Plane	Range	Name	Notable Contents
0	U+0000–U+FFFF	Basic Multilingual Plane (BMP)	Latin, Greek, Cyrillic, CJK, most common symbols
1	U+10000–U+1FFFF	Supplementary Multilingual Plane (SMP)	Emoji, historic scripts, musical notation
2	U+20000–U+2FFFF	Supplementary Ideographic Plane (SIP)	Rare CJK ideographs
3	U+30000–U+3FFFF	Tertiary Ideographic Plane (TIP)	Very rare CJK ideographs (added Unicode 13)
4–13	U+40000–U+DFFFF	Unassigned	Reserved for future use
14	U+E0000–U+EFFFF	Supplementary Special-purpose Plane	Language tags, variation selectors
15–16	U+F0000–U+10FFFF	Private Use Area Planes	Custom characters (not interoperable)

The BMP is by far the most important plane. It covers the characters needed for virtually every modern language in daily use. The SMP is where you'll find emoji (starting around U+1F300) and historic scripts like Linear B, Cuneiform, and Egyptian Hieroglyphs.

The range U+D800–U+DFFF (2,048 code points) is permanently reserved and will never contain characters — these are "surrogate" code points used as a technical mechanism by UTF-16 to encode characters outside the BMP.

Character Properties

Every Unicode character carries a rich set of properties — metadata that tells text rendering engines and programming libraries how to handle it:

General Category: Is it a letter (L), number (N), punctuation (P), symbol (S), separator (Z), or control character (C)?
Name: A unique, stable uppercase string like LATIN CAPITAL LETTER A.
Bidirectional Class: Is it left-to-right (like English), right-to-left (like Arabic), or neutral?
Combining Class: For diacritical marks, specifies how they combine with base characters.
Case Mapping: Uppercase, lowercase, and titlecase equivalents.
Numeric Value: For digit and number characters, the actual numeric value.
Script: Which writing system the character belongs to (Latin, Arabic, Han, etc.).
Block: The Unicode block the character is in (Basic Latin, CJK Unified Ideographs, etc.).

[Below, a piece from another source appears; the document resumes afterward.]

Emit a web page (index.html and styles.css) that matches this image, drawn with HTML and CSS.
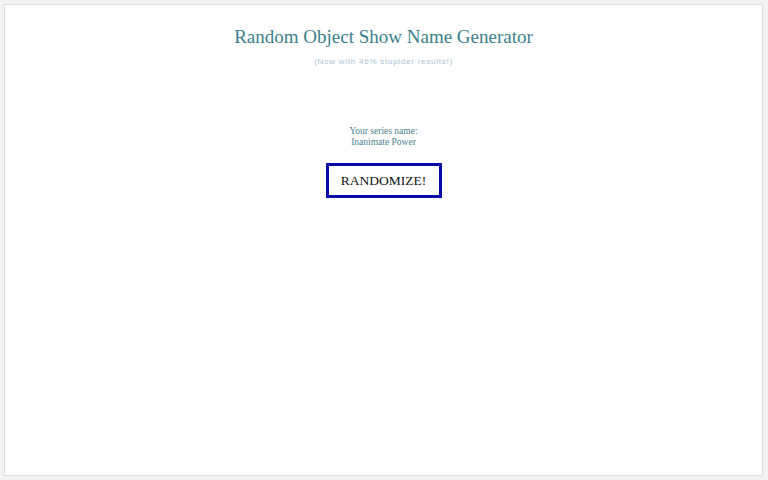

In Python, you can access many of these properties via the unicodedata module:

import unicodedata

char = "é"  # U+00E9

print(unicodedata.name(char))           # LATIN SMALL LETTER E WITH ACUTE
print(unicodedata.category(char))       # Ll  (letter, lowercase)
print(unicodedata.bidirectional(char))  # L   (left-to-right)
print(unicodedata.combining(char))      # 0   (not a combining mark)
print(unicodedata.normalize("NFD", char))  # e + U+0301 (combining acute accent)

Unicode vs. Encoding: A Critical Distinction

One of the most common sources of confusion is conflating Unicode with a specific encoding. Unicode is the standard; UTF-8, UTF-16, and UTF-32 are encodings — different ways to serialize code points as bytes.

Think of it this way: - Unicode defines that the character "A" has code point U+0041 (the number 65). - UTF-8 encodes U+0041 as the single byte 0x41. - UTF-16 encodes U+0041 as the two bytes 0x00 0x41 (big-endian) or 0x41 0x00 (little-endian). - UTF-32 encodes U+0041 as the four bytes 0x00 0x00 0x00 0x41.

All three encodings represent the exact same character — they just store it differently in memory. UTF-8 is by far the most prevalent on the web and in file storage; UTF-16 is used internally by Windows, Java, and JavaScript; UTF-32 is rare but useful for constant-time indexing.

Unicode in Practice

Python

Python 3's str type is a sequence of Unicode code points. The interpreter handles encoding internally:

text = "Hello, 世界! 😀"
print(len(text))          # 12 — code points, not bytes
print(text.encode("utf-8"))   # b'Hello, \xe4\xb8\x96\xe7\x95\x8c! \xf0\x9f\x98\x80'
print(text.encode("utf-16"))  # includes BOM + 2 bytes per BMP char, 4 for emoji

JavaScript

JavaScript strings are sequences of UTF-16 code units. Characters outside the BMP (like most emoji) take two code units ("surrogate pairs"), which can trip up .length:

const text = "Hello 😀";
console.log(text.length);        // 8 — counts UTF-16 code units (emoji = 2)
console.log([...text].length);   // 7 — spread iterates by code point

Web (HTML/HTTP)

Always declare your encoding. For HTML5:

<meta charset="UTF-8">

For HTTP responses, set the Content-Type header:

Content-Type: text/html; charset=utf-8

Without an explicit declaration, browsers may misdetect the encoding and display garbage.

Key Takeaways

Unicode assigns a unique integer (code point, written U+XXXX) to every character in every human writing system.
Mojibake — garbled text from encoding mismatches — was the problem Unicode was created to solve.
The Unicode code point space covers U+0000 to U+10FFFF (1,114,112 slots across 17 planes).
Plane 0 (BMP) covers modern languages; Plane 1 (SMP) covers emoji and historic scripts.
Unicode defines characters and their properties; UTF-8/UTF-16/UTF-32 are the encodings that serialize those characters as bytes.
UTF-8 has won the web: over 98% of web pages use it.
Use unicodedata in Python to introspect character name, category, and other properties.